The pursuit requires taking off the rose-colored glasses through which we view our nation’s history, according to Lee, a product of the New York City public schools. That’s where he was taught the tale of George Washington cutting down a cherry tree.
“F— that,” Lee says. “George Washington owned slaves.”
He then directs the same profanity toward all of the Founding Fathers.
In interviews, the sheer strength of Lee’s emotions sometimes gets the better of him, such as when he said he had a “Louisville Slugger bat with Wenders’s name on it” in his closet. He once claimed that he could not have made an anti-Semitic film because Jews ran Hollywood, and “that’s a fact.”
His “25th Hour” star Edward Norton told the Atlantic years ago: “I don’t think Spike is his own best advocate. . . . People associate Spike sometimes with an angry righteousness and urgency that I don’t think his films have. I don’t think his films are angry at all. They are very compassionate.”

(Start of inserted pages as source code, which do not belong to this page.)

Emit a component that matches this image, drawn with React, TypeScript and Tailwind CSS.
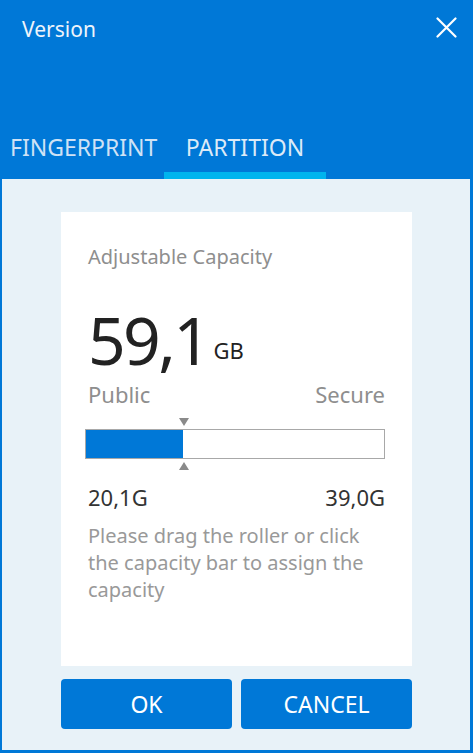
const font = { fontFamily: '"Noto Sans", "Open Sans", sans-serif' };

export default function App() {
  return (
    <div
      className="w-[473px] h-[753px] flex flex-col bg-[#0078d7] overflow-hidden"
      style={font}
    >
      {/* header */}
      <div className="h-[179px] flex flex-col">
        <div className="flex items-center justify-between pl-[22px] pr-[16px] pt-[17px] h-[41px]">
          <span className="text-[21px] text-[#eef4fb] leading-[24px]">Version</span>
          <svg width="21" height="21" viewBox="0 0 21 21" className="mt-[-4px]">
            <path d="M1.5 1.5 L19.5 19.5 M19.5 1.5 L1.5 19.5" stroke="white" strokeWidth="2.2" strokeLinecap="round" />
          </svg>
        </div>
        <div className="flex-1" />
        <div className="flex items-end h-[62px]">
          <div className="w-[164px] h-full flex items-center pb-[2px] pl-[10px] text-[23px] text-[#cfe2f5]">
            FINGERPRINT
          </div>
          <div className="w-[162px] h-full flex flex-col">
            <div className="flex-1 flex items-center justify-center pt-[5px] text-[23px] text-[#dceaf7]">
              PARTITION
            </div>
            <div className="h-[7px] bg-[#00b4ee]" />
          </div>
        </div>
      </div>

      {/* body */}
      <div className="flex-1 ml-[2px] mr-[3px] mb-[3px] bg-[#e8f2f8] flex flex-col pt-[33px] pl-[59px] pr-[58px]">
        <div className="h-[454px] bg-white pl-[27px] pr-[27px] flex flex-col">
          <div className="mt-[33px] text-[20px] leading-[24px] text-[#8e8e8e]">Adjustable Capacity</div>
          <div className="flex items-baseline mt-[40px] h-[60px]">
            <span className="text-[66px] leading-[60px] tracking-[-0.04em] text-[#222]">59,1</span>
            <span className="relative bottom-[6px] text-[22px] leading-[26px] ml-[5px] text-[#222]">GB</span>
          </div>
          <div className="flex justify-between text-[22px] leading-[26px] text-[#8e8e8e] mt-[12px]">
            <span>Public</span>
            <span>Secure</span>
          </div>
          <div className="relative mt-[11px] w-[300px] -ml-[3px] h-[52px] flex flex-col justify-center">
            <div className="h-[30px] border border-[#a8a8a8] flex">
              <div className="w-[97px] bg-[#0078d7]" />
            </div>
            <div className="absolute left-[94px] top-[0px] w-0 h-0 border-l-[5px] border-r-[5px] border-t-[8px] border-l-transparent border-r-transparent border-t-[#8a8a8a]" />
            <div className="absolute left-[94px] bottom-[0px] w-0 h-0 border-l-[5px] border-r-[5px] border-b-[8px] border-l-transparent border-r-transparent border-b-[#8a8a8a]" />
          </div>
          <div className="flex justify-between text-[22px] leading-[26px] text-[#333] mt-[14px]">
            <span>20,1G</span>
            <span>39,0G</span>
          </div>
          <div className="text-[20px] leading-[27px] text-[#999] mt-[12px] pr-[8px]">
            Please drag the roller or click the capacity bar to assign the capacity
          </div>
        </div>
        <div className="flex gap-[9px] mt-[13px]">
          <button className="flex-1 h-[50px] rounded-[4px] bg-[#0078d7] text-white text-[23px]">
            OK
          </button>
          <button className="flex-1 h-[50px] rounded-[4px] bg-[#0078d7] text-white text-[23px]">
            CANCEL
          </button>
        </div>
      </div>
    </div>
  );
}
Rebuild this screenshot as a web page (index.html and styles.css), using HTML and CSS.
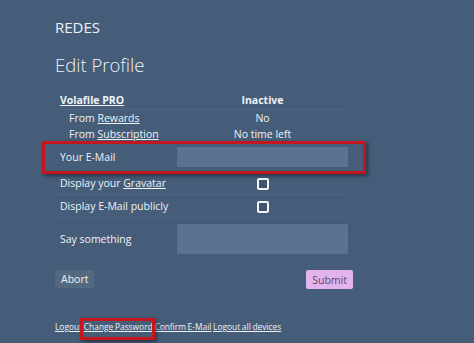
FILE: index.html
```html
<!DOCTYPE html>
<html lang="en">
<head>
  <meta charset="UTF-8">
  <meta name="viewport" content="width=device-width, initial-scale=1.0">
  <title>Edit Profile</title>
  <link rel="stylesheet" href="styles.css">
</head>
<body>
  <div class="page">
    <div class="user">REDES</div>
    <h1>Edit Profile</h1>
    <form id="profileForm">
      <table class="profile">
        <tr class="pro">
          <td class="label"><a href="#">Volafile PRO</a></td>
          <td class="value">Inactive</td>
        </tr>
        <tr class="sub">
          <td class="label">From <a href="#">Rewards</a></td>
          <td class="value">No</td>
        </tr>
        <tr class="sub">
          <td class="label">From <a href="#">Subscription</a></td>
          <td class="value">No time left</td>
        </tr>
        <tr class="email">
          <td class="label">Your E-Mail</td>
          <td><input type="email" id="email"></td>
        </tr>
        <tr class="check">
          <td class="label">Display your <a href="#">Gravatar</a></td>
          <td class="value"><input type="checkbox" id="gravatar"></td>
        </tr>
        <tr class="check">
          <td class="label">Display E-Mail publicly</td>
          <td class="value"><input type="checkbox" id="public"></td>
        </tr>
        <tr class="say">
          <td class="label">Say something</td>
          <td><textarea id="message"></textarea></td>
        </tr>
      </table>
      <div class="buttons">
        <button type="button" class="abort">Abort</button>
        <button type="submit" class="submit">Submit</button>
      </div>
    </form>
    <div class="links">
      <a href="#">Logout</a>
      <a href="#">Change Password</a>
      <a href="#">Confirm E-Mail</a>
      <a href="#">Logout all devices</a>
    </div>
  </div>
  <div class="mark mark-email"></div>
  <div class="mark mark-password"></div>
</body>
</html>
```
FILE: styles.css
```css
body {
  font-family: "Open Sans", "Noto Sans", sans-serif;
  background-color: #465d79;
  color: #eef2f6;
  margin: 0;
  padding: 0;
  height: 343px;
  overflow: hidden;
  position: relative;
}
.page {
  padding: 17px 0 0 55px;
  width: 298px;
}
.user {
  font-size: 15px;
  line-height: 20px;
}
h1 {
  font-size: 18.5px;
  font-weight: 300;
  line-height: 26px;
  margin: 15px 0 13px 0;
}
a {
  color: #eef2f6;
}
.profile {
  width: 293px;
  border-collapse: collapse;
  font-size: 10.5px;
}
.profile td {
  padding: 0;
  border-bottom: 1px solid rgba(255,255,255,0.06);
}
.profile .label {
  width: 117px;
  padding-left: 5px;
}
.profile .value {
  text-align: center;
}
.pro td {
  height: 18px;
  font-weight: bold;
  font-size: 10.5px;
}
.sub td {
  height: 16px;
  border-bottom: none;
}
.sub .label {
  padding-left: 14px;
}
.email td {
  height: 29px;
}
.check td {
  height: 22px;
}
.say td {
  height: 42px;
  border-bottom: none;
}
input[type="email"], textarea {
  display: block;
  width: 171px;
  height: 20px;
  border: none;
  border-radius: 1px;
  background-color: #5a7390;
  margin: 0;
  padding: 0;
}
textarea {
  height: 30px;
  resize: none;
}
input[type="checkbox"] {
  appearance: none;
  width: 12px;
  height: 12px;
  margin: 4px 0 0 0;
  border: 2px solid #f2f4f7;
  border-radius: 2px;
  box-sizing: border-box;
  background-color: #3f546d;
}
.buttons {
  display: flex;
  justify-content: space-between;
  margin-top: 10px;
}
button {
  font-family: inherit;
  font-size: 10.5px;
  border: none;
  border-radius: 2px;
  padding: 0 6px;
  height: 18px;
}
.abort {
  background-color: #53697f;
  color: #eef2f6;
}
.submit {
  background-color: #e3b3ee;
  color: #5f4873;
  height: 19px;
}
.links {
  margin-top: 32px;
  font-size: 8.4px;
  word-spacing: -0.5px;
}
.mark {
  position: absolute;
  border: 3px solid #c3161e;
  box-shadow: 2px 2px 4px rgba(0,0,0,0.45);
}
.mark-email {
  left: 42px;
  top: 141px;
  width: 318px;
  height: 27px;
}
.mark-password {
  left: 80px;
  top: 318px;
  width: 69px;
  height: 16px;
}
```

But Lee says he is always happy to do interviews — he did so as a young director when studios wouldn’t spend that much advertising money on his films and now does them as an artist passionate about his work’s message.
Lee has taken off his hat that says “BLACK” on the front, with a KKK hood in place of the A. “BlacKkKlansman” serves as a direct response to the “corn-fed American terrorism” that killed Heather Heyer as she protested Charlottesville’s white supremacist march and is set to hit theaters a few days before the one-year anniversary of her death. There is an urgency to this particular message, he says, Academy Awards season be damned.
David Duke says in the movie that he wants “America to achieve its greatness again.” Lee hopes American can achieve greatness, period.